» Source data
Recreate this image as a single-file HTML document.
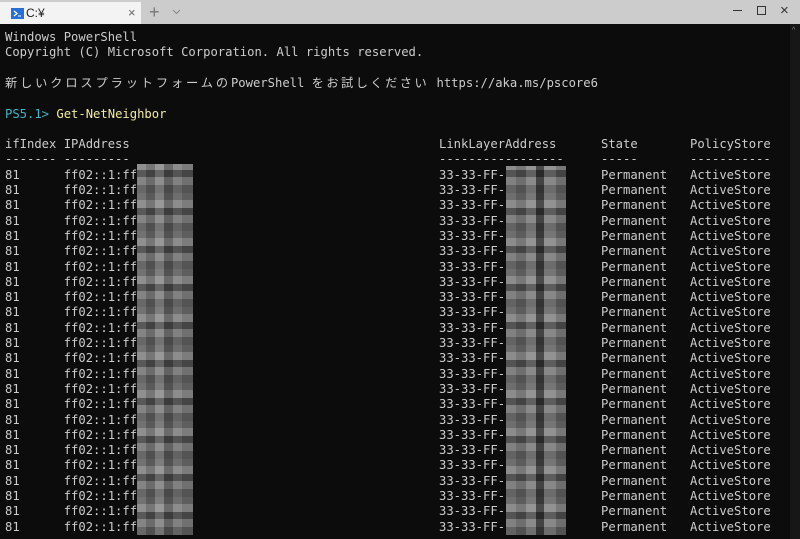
<!DOCTYPE html>
<html><head><meta charset="utf-8"><style>
html,body{margin:0;padding:0;width:800px;height:539px;overflow:hidden;background:#0c0c0c}
#bar{position:absolute;left:0;top:0;width:800px;height:24px;background:#cccccc}
#tab{position:absolute;left:0;top:2px;width:141px;height:22px;background:#f3f3f3}
.t{font-family:"Liberation Sans",sans-serif;font-size:12px;color:#222}
#term{position:absolute;left:0;top:24px;width:790px;height:515px;background:#0c0c0c}
#sb{position:absolute;left:790px;top:24px;width:10px;height:515px;background:#171717}
.l{position:absolute;left:5px;font-family:"DejaVu Sans Mono","Liberation Mono",monospace;font-size:12.2px;line-height:15.3px;color:#cccccc;white-space:pre;height:15.3px}
.jp{font-family:"Liberation Sans","Noto Sans CJK JP",sans-serif;letter-spacing:2.9px}
.c{position:absolute;top:0}
.m1,.m2{position:absolute;background-color:#6b6b6b;
background-image:repeating-linear-gradient(90deg,rgba(255,255,255,.08) 0 9px,rgba(0,0,0,.12) 9px 18px,rgba(255,255,255,.15) 18px 27px,rgba(0,0,0,.2) 27px 36px,rgba(255,255,255,.05) 36px 45px,rgba(0,0,0,.08) 45px 56px),
repeating-linear-gradient(0deg,rgba(0,0,0,.15) 0 8px,rgba(255,255,255,.1) 8px 16px,rgba(0,0,0,.3) 16px 23px,rgba(255,255,255,.18) 23px 31px,rgba(0,0,0,.05) 31px 38px)}
.m1{left:137px;top:164px;width:56px;height:371px}
.m2{left:506px;top:166px;width:60px;height:369px;
background-image:repeating-linear-gradient(90deg,rgba(255,255,255,.05) 0 10px,rgba(0,0,0,.1) 10px 20px,rgba(255,255,255,.12) 20px 30px,rgba(0,0,0,.45) 30px 38px,rgba(255,255,255,.1) 38px 50px,rgba(0,0,0,.1) 50px 60px),
repeating-linear-gradient(0deg,rgba(0,0,0,.15) 0 8px,rgba(255,255,255,.1) 8px 16px,rgba(0,0,0,.3) 16px 23px,rgba(255,255,255,.18) 23px 31px,rgba(0,0,0,.05) 31px 38px)}
</style></head><body>
<div id="bar"></div>
<div id="tab">
<svg style="position:absolute;left:11px;top:6px" width="13" height="11"><rect width="13" height="11" fill="#2a6ed8"/><path d="M3 3l3 2.5-3 2.5" stroke="#fff" stroke-width="1.3" fill="none"/><path d="M7 8h3" stroke="#fff"/></svg>
<span class="t" style="position:absolute;left:26px;top:4px">C:¥</span>
<span class="t" style="position:absolute;left:128px;top:3px;color:#666;font-size:13px">×</span>
</div>
<span class="t" style="position:absolute;left:149px;top:2px;font-size:18px;color:#777">+</span>
<svg style="position:absolute;left:172px;top:9px" width="9" height="6"><path d="M1 1l3.5 3.5L8 1" stroke="#888" fill="none"/></svg>
<div style="position:absolute;left:733px;top:10px;width:9px;height:1px;background:#333"></div>
<div style="position:absolute;left:757px;top:6px;width:7px;height:7px;border:1px solid #333"></div>
<span class="t" style="position:absolute;left:780px;top:2px;font-size:15px;color:#333">×</span>
<div id="term"></div>
<div id="sb"><div style="position:absolute;left:2px;top:3px;color:#888;font-size:7px;font-family:'Liberation Sans'">^</div></div>

<div class="l" style="top:30px">Windows PowerShell</div>
<div class="l" style="top:45.3px">Copyright (C) Microsoft Corporation. All rights reserved.</div>
<div class="l" style="top:75.9px"><span class="jp">新しいクロスプラットフォームの</span>PowerShell <span class="jp" style="letter-spacing:2.5px">をお試しください</span> https://aka.ms/pscore6</div>
<div class="l" style="top:106.5px"><span style="color:#3ab6c7">PS5.1&gt; </span><span style="color:#f0eba2">Get-NetNeighbor</span></div>
<div class="l" style="top:137.1px">ifIndex IPAddress<span class="c" style="left:434px">LinkLayerAddress</span><span class="c" style="left:596px">State</span><span class="c" style="left:685px">PolicyStore</span></div>
<div class="l" style="top:152.4px">------- ---------<span class="c" style="left:434px">-----------------</span><span class="c" style="left:596px">-----</span><span class="c" style="left:685px">-----------</span></div>

<div class="l" style="top:167.7px">81      ff02::1:ff<span class="c" style="left:434px">33-33-FF-</span><span class="c" style="left:596px">Permanent</span><span class="c" style="left:685px">ActiveStore</span></div>
<div class="l" style="top:183.0px">81      ff02::1:ff<span class="c" style="left:434px">33-33-FF-</span><span class="c" style="left:596px">Permanent</span><span class="c" style="left:685px">ActiveStore</span></div>
<div class="l" style="top:198.3px">81      ff02::1:ff<span class="c" style="left:434px">33-33-FF-</span><span class="c" style="left:596px">Permanent</span><span class="c" style="left:685px">ActiveStore</span></div>
<div class="l" style="top:213.6px">81      ff02::1:ff<span class="c" style="left:434px">33-33-FF-</span><span class="c" style="left:596px">Permanent</span><span class="c" style="left:685px">ActiveStore</span></div>
<div class="l" style="top:228.9px">81      ff02::1:ff<span class="c" style="left:434px">33-33-FF-</span><span class="c" style="left:596px">Permanent</span><span class="c" style="left:685px">ActiveStore</span></div>
<div class="l" style="top:244.2px">81      ff02::1:ff<span class="c" style="left:434px">33-33-FF-</span><span class="c" style="left:596px">Permanent</span><span class="c" style="left:685px">ActiveStore</span></div>
<div class="l" style="top:259.5px">81      ff02::1:ff<span class="c" style="left:434px">33-33-FF-</span><span class="c" style="left:596px">Permanent</span><span class="c" style="left:685px">ActiveStore</span></div>
<div class="l" style="top:274.8px">81      ff02::1:ff<span class="c" style="left:434px">33-33-FF-</span><span class="c" style="left:596px">Permanent</span><span class="c" style="left:685px">ActiveStore</span></div>
<div class="l" style="top:290.1px">81      ff02::1:ff<span class="c" style="left:434px">33-33-FF-</span><span class="c" style="left:596px">Permanent</span><span class="c" style="left:685px">ActiveStore</span></div>
<div class="l" style="top:305.4px">81      ff02::1:ff<span class="c" style="left:434px">33-33-FF-</span><span class="c" style="left:596px">Permanent</span><span class="c" style="left:685px">ActiveStore</span></div>
<div class="l" style="top:320.7px">81      ff02::1:ff<span class="c" style="left:434px">33-33-FF-</span><span class="c" style="left:596px">Permanent</span><span class="c" style="left:685px">ActiveStore</span></div>
<div class="l" style="top:336.0px">81      ff02::1:ff<span class="c" style="left:434px">33-33-FF-</span><span class="c" style="left:596px">Permanent</span><span class="c" style="left:685px">ActiveStore</span></div>
<div class="l" style="top:351.3px">81      ff02::1:ff<span class="c" style="left:434px">33-33-FF-</span><span class="c" style="left:596px">Permanent</span><span class="c" style="left:685px">ActiveStore</span></div>
<div class="l" style="top:366.6px">81      ff02::1:ff<span class="c" style="left:434px">33-33-FF-</span><span class="c" style="left:596px">Permanent</span><span class="c" style="left:685px">ActiveStore</span></div>
<div class="l" style="top:381.9px">81      ff02::1:ff<span class="c" style="left:434px">33-33-FF-</span><span class="c" style="left:596px">Permanent</span><span class="c" style="left:685px">ActiveStore</span></div>
<div class="l" style="top:397.2px">81      ff02::1:ff<span class="c" style="left:434px">33-33-FF-</span><span class="c" style="left:596px">Permanent</span><span class="c" style="left:685px">ActiveStore</span></div>
<div class="l" style="top:412.5px">81      ff02::1:ff<span class="c" style="left:434px">33-33-FF-</span><span class="c" style="left:596px">Permanent</span><span class="c" style="left:685px">ActiveStore</span></div>
<div class="l" style="top:427.8px">81      ff02::1:ff<span class="c" style="left:434px">33-33-FF-</span><span class="c" style="left:596px">Permanent</span><span class="c" style="left:685px">ActiveStore</span></div>
<div class="l" style="top:443.1px">81      ff02::1:ff<span class="c" style="left:434px">33-33-FF-</span><span class="c" style="left:596px">Permanent</span><span class="c" style="left:685px">ActiveStore</span></div>
<div class="l" style="top:458.4px">81      ff02::1:ff<span class="c" style="left:434px">33-33-FF-</span><span class="c" style="left:596px">Permanent</span><span class="c" style="left:685px">ActiveStore</span></div>
<div class="l" style="top:473.7px">81      ff02::1:ff<span class="c" style="left:434px">33-33-FF-</span><span class="c" style="left:596px">Permanent</span><span class="c" style="left:685px">ActiveStore</span></div>
<div class="l" style="top:489.0px">81      ff02::1:ff<span class="c" style="left:434px">33-33-FF-</span><span class="c" style="left:596px">Permanent</span><span class="c" style="left:685px">ActiveStore</span></div>
<div class="l" style="top:504.3px">81      ff02::1:ff<span class="c" style="left:434px">33-33-FF-</span><span class="c" style="left:596px">Permanent</span><span class="c" style="left:685px">ActiveStore</span></div>
<div class="l" style="top:519.6px">81      ff02::1:ff<span class="c" style="left:434px">33-33-FF-</span><span class="c" style="left:596px">Permanent</span><span class="c" style="left:685px">ActiveStore</span></div>
<div class="m1"></div>
<div class="m2"></div>
</body></html>
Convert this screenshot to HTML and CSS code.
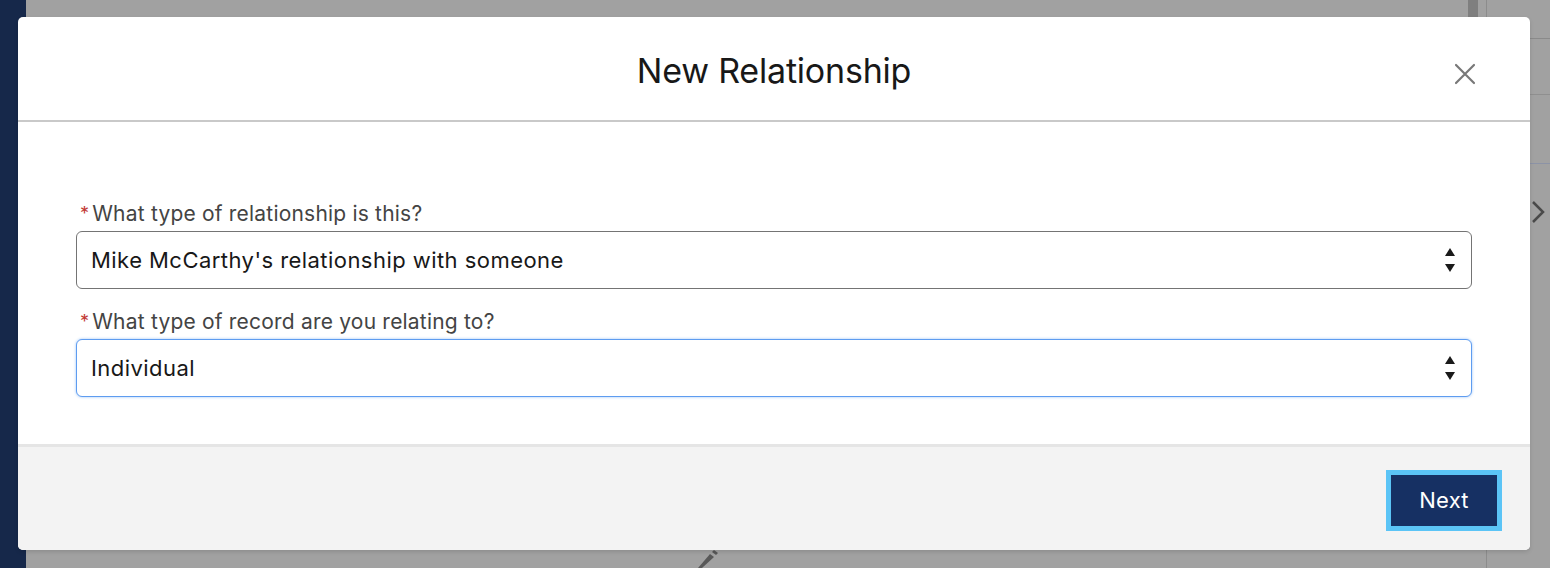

» Requirement
Identify the lines above that contain the word "image", then copy them.

» Task output
Recreate this image as a single-file HTML document.
background-image:repeating-linear-gradient(90deg,rgba(255,255,255,.08) 0 9px,rgba(0,0,0,.12) 9px 18px,rgba(255,255,255,.15) 18px 27px,rgba(0,0,0,.2) 27px 36px,rgba(255,255,255,.05) 36px 45px,rgba(0,0,0,.08) 45px 56px),
background-image:repeating-linear-gradient(90deg,rgba(255,255,255,.05) 0 10px,rgba(0,0,0,.1) 10px 20px,rgba(255,255,255,.12) 20px 30px,rgba(0,0,0,.45) 30px 38px,rgba(255,255,255,.1) 38px 50px,rgba(0,0,0,.1) 50px 60px),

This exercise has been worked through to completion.